Stromquist–Woodall theorem

The Stromquist–Woodall theorem is a theorem in fair division and measure theory. Informally, it says that, for any cake, for any n people with different tastes, and for any fraction w, there exists a subset of the cake that all people value at exactly a fraction w of the total cake value, and it can be cut using at most [math]\displaystyle{ 2n-2 }[/math] cuts.^[1]
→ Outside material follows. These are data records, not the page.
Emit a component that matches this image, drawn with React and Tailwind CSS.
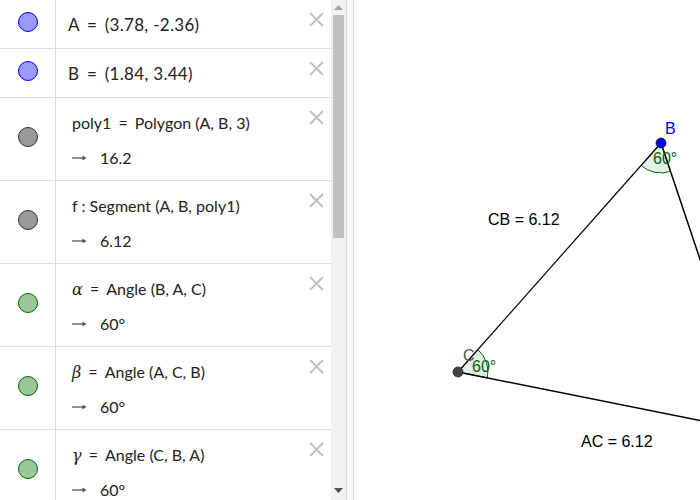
import React from "react";

const MATH = { fontFamily: "Lato, 'DejaVu Sans', sans-serif" };
const GREEK = { fontFamily: "'DejaVu Serif', 'Liberation Serif', serif" };

function Dot({ kind }) {
  const c =
    kind === "blue"
      ? "bg-[#9999ff] border-[#0000ff]"
      : kind === "gray"
      ? "bg-[#999999] border-[#333333]"
      : "bg-[#99c799] border-[#006400]";
  return <div className={`w-[20px] h-[20px] rounded-full border ${c}`} />;
}

function Close() {
  return (
    <svg width="15" height="15" viewBox="0 0 15 15" className="block">
      <path d="M1 1 L14 14 M14 1 L1 14" stroke="#c0c0c0" strokeWidth="1.8" fill="none" />
    </svg>
  );
}

function Arrow() {
  return (
    <svg width="15" height="8" viewBox="0 0 15 8" className="inline-block">
      <path d="M0 4 H13" stroke="#555" strokeWidth="1.3" />
      <path d="M10.5 1.6 L14.5 4 L10.5 6.4 Z" fill="#555" />
    </svg>
  );
}

function Eq() {
  return <span className="mx-[3px]">=</span>;
}

function Row({ kind, line1, value, h, x = "pl-[16px]", big }) {
  return (
    <div className={`flex border-b border-[#dddddd] shrink-0 ${h}`}>
      <div className="w-[56px] shrink-0 border-r border-[#dddddd] flex items-center justify-center pb-[5px]">
        <Dot kind={kind} />
      </div>
      <div
        className={`flex-1 pt-[15px] ${x} ${big ? "text-[17px] tracking-[0.3px]" : "text-[16px]"} text-[#222]`}
        style={MATH}
      >
        <div className="h-[20px] leading-[20px] whitespace-nowrap">{line1}</div>
        {value && (
          <div className="mt-[15px] h-[20px] leading-[20px] whitespace-nowrap flex items-center">
            <Arrow />
            <span className="ml-[13px]">{value}</span>
          </div>
        )}
      </div>
      <div className="w-[22px] shrink-0 pt-[12px]">
        <Close />
      </div>
    </div>
  );
}

function G({ c }) {
  return (
    <span className="italic" style={GREEK}>
      {c}
    </span>
  );
}

export default function App() {
  return (
    <div className="w-[700px] h-[500px] flex overflow-hidden bg-white">
      <div className="w-[331px] shrink-0 flex flex-col overflow-hidden">
        <Row kind="blue" h="h-[49px]" x="pl-[12px]" big line1={<>A <Eq /> (3.78, -2.36)</>} />
        <Row kind="blue" h="h-[49px]" x="pl-[12px]" big line1={<>B <Eq /> (1.84, 3.44)</>} />
        <Row kind="gray" h="h-[83px]" line1={<>poly1 <Eq /> Polygon (A, B, 3)</>} value="16.2" />
        <Row kind="gray" h="h-[83px]" line1={<>f : Segment (A, B, poly1)</>} value="6.12" />
        <Row kind="green" h="h-[83px]" line1={<><G c="α" /> <Eq /> Angle (B, A, C)</>} value="60°" />
        <Row kind="green" h="h-[83px]" line1={<><G c="β" /> <Eq /> Angle (A, C, B)</>} value="60°" />
        <Row kind="green" h="h-[83px]" line1={<><G c="γ" /> <Eq /> Angle (C, B, A)</>} value="60°" />
      </div>
      <div className="w-[15px] shrink-0 bg-[#f1f1f1] flex flex-col">
        <div className="h-[15px] flex items-center justify-center">
          <svg width="9" height="5" viewBox="0 0 9 5"><path d="M0 5 L4.5 0 L9 5 Z" fill="#a3a3a3" /></svg>
        </div>
        <div className="h-[223px] mx-[2px] bg-[#c1c1c1]" />
        <div className="flex-1" />
        <div className="h-[20px] flex items-center justify-center">
          <svg width="9" height="5" viewBox="0 0 9 5"><path d="M0 0 L9 0 L4.5 5 Z" fill="#505050" /></svg>
        </div>
      </div>
      <div className="w-[8px] shrink-0 bg-[#f8f8f8] border-l border-r border-[#dcdcdc]" />
      <div className="flex-1 relative">
        <svg width="346" height="500" viewBox="354 0 346 500" className="block">
          <path d="M458 372 L487.4 377.9 A30 30 0 0 0 477.9 349.55 Z" fill="rgba(0,100,0,0.1)" stroke="#006400" strokeWidth="1" />
          <path d="M661 143 L641.1 165.45 A30 30 0 0 0 670.5 171.4 Z" fill="rgba(0,100,0,0.1)" stroke="#006400" strokeWidth="1" />
          <line x1="458" y1="372" x2="661" y2="143" stroke="#000" strokeWidth="1.2" />
          <line x1="661" y1="143" x2="758" y2="432" stroke="#000" strokeWidth="1.5" />
          <line x1="458" y1="372" x2="758" y2="432" stroke="#000" strokeWidth="1.5" />
          <g style={{ fontFamily: "'Liberation Sans', Arial, sans-serif" }} fontSize="16">
            <text x="463" y="361" fill="#555">C</text>
            <text x="472" y="372" fill="#006400">60°</text>
            <text x="653" y="164" fill="#006400">60°</text>
            <text x="665" y="134" fill="#0000ff">B</text>
            <text x="488" y="225" fill="#000">CB = 6.12</text>
            <text x="581" y="447" fill="#000">AC = 6.12</text>
          </g>
          <circle cx="661" cy="143" r="5" fill="#0000ff" stroke="#222" strokeWidth="0.8" />
          <circle cx="458" cy="372" r="5" fill="#444" stroke="#222" strokeWidth="0.8" />
        </svg>
      </div>
    </div>
  );
}
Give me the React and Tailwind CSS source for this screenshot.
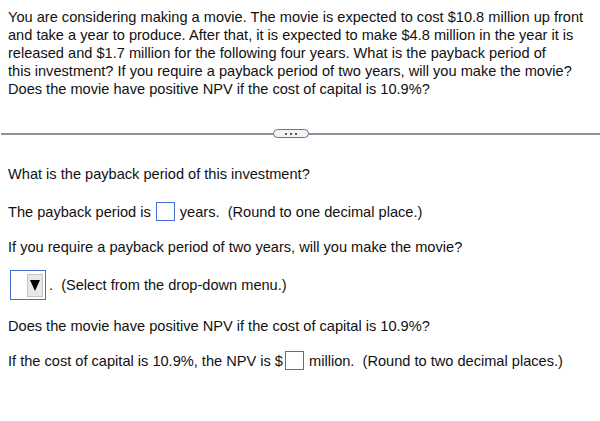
import React from "react";

function Box() {
  return <span className="inline-block w-[19px] h-[19px] border border-[#4a6ed0] align-middle bg-white" />;
}

export default function App() {
  return (
    <div className="w-[600px] h-[421px] bg-white text-black text-[14.6px] leading-[18px]" style={{ fontFamily: '"Liberation Sans", Arial, sans-serif' }}>
      <p className="pt-[8px] pl-[8px] text-[#111] whitespace-nowrap">
        You are considering making a movie. The movie is expected to cost $10.8 million up front<br />
        and take a year to produce. After that, it is expected to make $4.8 million in the year it is<br />
        released and $1.7 million for the following four years. What is the payback period of<br />
        this investment? If you require a payback period of two years, will you make the movie?<br />
        Does the movie have positive NPV if the cost of capital is 10.9%?
      </p>
      <div className="relative mt-[31px] ml-[1px] h-[9px] flex items-center">
        <div className="flex-1 h-[2px] bg-[#8a949e]" />
        <div className="absolute left-[272px] top-0 w-[36px] h-[9px] rounded-full border border-[#6b7785] bg-[#f2f4f6] flex items-center justify-center gap-[3px]">
          <span className="w-[2px] h-[2px] bg-[#4b5563]" />
          <span className="w-[2px] h-[2px] bg-[#4b5563]" />
          <span className="w-[2px] h-[2px] bg-[#4b5563]" />
        </div>
      </div>
      <div className="pl-[8px] text-[#111]">
        <div className="mt-[27px]">What is the payback period of this investment?</div>
        <div className="mt-[19px] flex items-center">
          <span>The payback period is</span>
          <span className="ml-[5px] flex"><Box /></span>
          <span className="ml-[5px]">years.&nbsp;&nbsp;(Round to one decimal place.)</span>
        </div>
        <div className="mt-[17px]">If you require a payback period of two years, will you make the movie?</div>
        <div className="mt-[14px] flex items-center">
          <span className="ml-[2px] w-[36px] h-[30px] border border-[#4a6ed0] flex items-center justify-end pr-[2px]">
            <span className="w-[16px] h-[23px] bg-[#e8e8e8] border border-[#c4c4c4] flex items-center justify-center">
              <svg width="10" height="11" viewBox="0 0 10 11"><path d="M0 0 H10 L5 11 Z" fill="#000" /></svg>
            </span>
          </span>
          <span className="ml-[3px]">.&nbsp;&nbsp;(Select from the drop-down menu.)</span>
        </div>
        <div className="mt-[17px]">Does the movie have positive NPV if the cost of capital is 10.9%?</div>
        <div className="mt-[16px] flex items-center">
          <span>If the cost of capital is 10.9%, the NPV is $</span>
          <span className="ml-[2px] flex"><Box /></span>
          <span className="ml-[5px]">million.&nbsp;&nbsp;(Round to two decimal places.)</span>
        </div>
      </div>
    </div>
  );
}
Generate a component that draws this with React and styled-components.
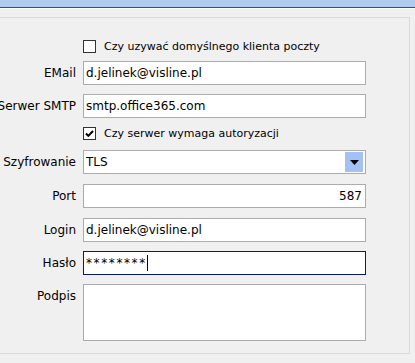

The theorem is about a circular 1-dimensional cake (a "pie"). Formally, it can be described as the interval [0,1] in which the two endpoints are identified. There are n continuous measures over the cake: [math]\displaystyle{ V_1,\ldots,V_n }[/math]; each measure represents the valuations of a different person over subsets of the cake. The theorem says that, for every weight [math]\displaystyle{ w \in [0,1] }[/math], there is a subset [math]\displaystyle{ C_w }[/math], which all people value at exactly [math]\displaystyle{ w }[/math]:

[math]\displaystyle{ \forall i = 1,\ldots,n: \,\,\,\,\, V_i(C_w)=w }[/math],

where [math]\displaystyle{ C_w }[/math] is a union of at most [math]\displaystyle{ n-1 }[/math] intervals. This means that [math]\displaystyle{ 2n-2 }[/math] cuts are sufficient for cutting the subset [math]\displaystyle{ C_w }[/math]. If the cake is not circular (that is, the endpoints are not identified), then [math]\displaystyle{ C_w }[/math] may be the union of up to [math]\displaystyle{ n }[/math] intervals, in case one interval is adjacent to 0 and one other interval is adjacent to 1.

Proof sketch

Let [math]\displaystyle{ W \subseteq [0,1] }[/math] be the subset of all weights for which the theorem is true. Then:

1. [math]\displaystyle{ 1 \in W }[/math]. Proof: take [math]\displaystyle{ C_1 := C }[/math] (recall that the value measures are normalized such that all partners value the entire cake as 1).
2. If [math]\displaystyle{ w\in W }[/math], then also [math]\displaystyle{ 1-w \in W }[/math]. Proof: take [math]\displaystyle{ C_{1-w} := C\smallsetminus C_w }[/math]. If [math]\displaystyle{ C_w }[/math] is a union of [math]\displaystyle{ n-1 }[/math] intervals in a circle, then [math]\displaystyle{ C_{1-w} }[/math] is also a union of [math]\displaystyle{ n-1 }[/math] intervals.
3. [math]\displaystyle{ W }[/math] is a closed set. This is easy to prove, since the space of unions of [math]\displaystyle{ n-1 }[/math] intervals is a compact set under a suitable topology.
4. If [math]\displaystyle{ w\in W }[/math], then also [math]\displaystyle{ w/2 \in W }[/math]. This is the most interesting part of the proof; see below.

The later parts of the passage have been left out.